The decisive zone: Mjondalen’s right half-space. Vidar’s left-sided central midfielder will overload this channel, attacking the weaker foot of Mjondalen’s stand‑in right‑back. With Skogen missing, the covering defender is exposed. All of Vidar’s recent high‑xG chances have originated from this exact sector. Expect 60% of Vidar’s attacks to funnel down this corridor.
Match Scenario and Prediction
We will see a possession-heavy first ten minutes from Mjondalen, but without incision. As their passing becomes more lateral, Vidar will grow in confidence. Around the 25th minute, a turnover in Mjondalen’s attacking half will trigger a rapid Vidar transition. Myhre will win the first aerial duel, lay it off to Bredeli, who will slide a through ball for Kvia-Egeskog to finish across the keeper. A classic sucker punch. Mjondalen will chase the game, leaving more gaps, and Vidar will double their lead from a set‑piece—their second‑phase xG from corners is elite. A late consolation from Scriven after a scrambled box makes the scoreline more respectable than the performance deserves.
This is a mismatch of tactical discipline versus fragmented talent. Vidar’s system is designed to beat a team that believes it should dominate the ball but does not know how to hurt you with it.
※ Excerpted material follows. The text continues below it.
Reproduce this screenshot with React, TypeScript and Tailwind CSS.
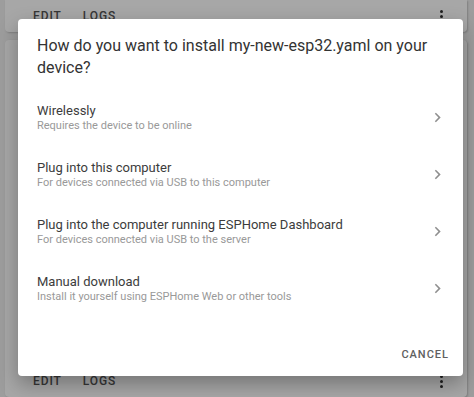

Prediction: Mjondalen IF 1 – 2 Vidar
Likely outcome: Vidar to win (Draw No Bet is a safe entry). Both teams to score? Yes, but just barely. Total goals: Over 2.5. Watch the corner count—Vidar to win the corner battle (they average 5.2 to Mjondalen’s 3.8).
Final Thoughts
This match will answer one sharp, uncomfortable question for the home faithful: is Mjondalen’s project merely decaying nostalgia, or is there a tactical spine willing to fight? Vidar smell blood. If the hosts cannot solve their structural fragility—the disconnect between a slow midfield and a high line—the 10th of May will not be a wake-up call. It will be an eviction notice from the promotion conversation. The pitch at Consto Arena is about to become a tactical laboratory. And the lesson may be brutal.